LvTwoComputationalHorsepower

Thu, 29 Mar 2001:

Here's my attempt to estimate the number of floating point operations per second required to implement a reasonable INS on LV2. For the uninterested the answer looks to be about half a million.

Basic assumptions:

Input consists of 4 accelerometers, and 3 rate-gyros, augmented by periodic GPS and altimeter readings
Output consists of full 6 degree of freedom [DOF] position and velocity, therefore 12 numbers
Output update frequency 10 Hz
Accelerometer input sample frequency 2500 Hz
Rate-gyro input sampled at 625 Hz

Further tentative assumptions:
Calculations which occur less frequently than 10 Hz do not significantly effect the computational load (Earth-rate, gravity map, normalization)
The highest rate integrations are treated adequately as simple sums
Multiplication and addition take the same amount of time

INS calculation:

Calculation	Input	Output	Clocks	Rate [Hz]
velocity increment	ai	Deltav	4	2500
angle increment	omegai	Deltath	3	625
body transformation	Deltath,v	thL, vL	78	625
coning increment	Deltath,thL	betaL	12	625
sculling increment	a, v	vscul	24	625
summation to m	L values	m values	4	625
rotation vector	am, betam	phim	1	100
rotator update	phim	R[b,b-1]	44	100
navigation transform	R[b,b-1],R[b,n]	R[b,n]	45	100
velocity rotation comp.	am, vm	vrot	20	100
body velocity inc.	v(m,scul,rot)	v^body	3	10
nav velocity	R[b,n],v^body, vgee	v^nav	47	10
gravity Coriolis inc.	x^nav, v^nav	v_gee	50	10
summation to x	v^nav	x^nav	9	10

Total INS flops == 97615 [floating point operations / second ]

Kalman filter calculation:

In our proposed algorithm the measurements are GPS and altimeter measurements, while the states are INS states (The GPS corrects for INS drift).
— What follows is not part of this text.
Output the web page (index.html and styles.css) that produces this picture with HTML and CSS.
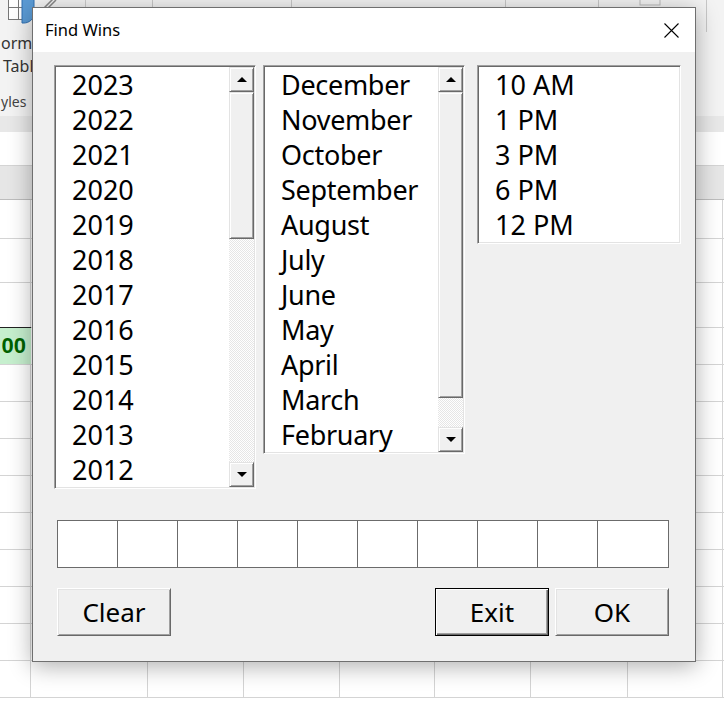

The number of measurements is therefore 6+1, for 3 GPS position, 3 GPS velocity, and 1 altitude. Actually the altitude may be folded into the GPS prior to filtering, but that will take some computation too, and this calculation is approximate. The number of modeled states is somewhat selectable, but includes at least the 4 accelerometer biases, 3 gyro biases, 3 IMU pointing errors, and one gravity bias. Easily a dozen more states could be thrown in, but it's probably enough to assume the terms stated, though perhaps we might add 4 accelerometer scale factors and 3 gyro scale factors. The total number of states would then be 18.

I have done the operation count given these assumptions, an arrived at about 50000. The details are hard to write out in text format but i would suggest that the calculation is only approximate, because the number of states is somewhat arbitrary since any implementation can always model more states in the quest for greater accuracy. In fact there are good reasons we might want to add states, but the complexity increases, and a cost vs benefit consideration enters. As a very poor rule of thumb the operations count scales like the square of the number of states (i'm sure better estimates are in the literature). So adding 8 more states would more than double the operation count.

The prevailing situation appears to be that we need at least the 50k flops for Kalman operation, and can probably use more. We should certainly not choose a processor that is marginal at the calculated level (150k flops) because the calculations are uncertain, and there will be considerable program overhead involving data manipulation in memory and stuffing the FPU. If the FPU is as fast as we hope, the overhead will probably be about the same or more as the FPU time.

However, even if my calculation is off by 2, and the overhead is twice the FPU time, and the Kalman flops double, the load is only:

200k * 3 * 2 == 600k operations / second

So any of the processors we have been considering should be adequate.

It's worth recalling that on LV1b we were consuming a very large part of the CPU clocks bit-banging things at the 2500 Hz rate. If we repeated this performance on LV2 the operation count could increase considerably, but it would still be hard to see consuming 40 million instructions per second, which is the slowest of the processors being considered.

I feel that even if there are major mistakes in these operation counts, the computational power available is sufficient to make a useful system. Perhaps scaling back in some spots, but still capturing the essential characteristics of our desired system.

What i don't want to hear, then, is that there is some stupid gotcha' like the power consumption triples when the FPU runs, or the FPU only runs at 10 MHz, or it takes 10 cycles to load the registers for each single cycle multiply, or that the multiply is single cycle, but a floating point add takes 5 clocks, etc.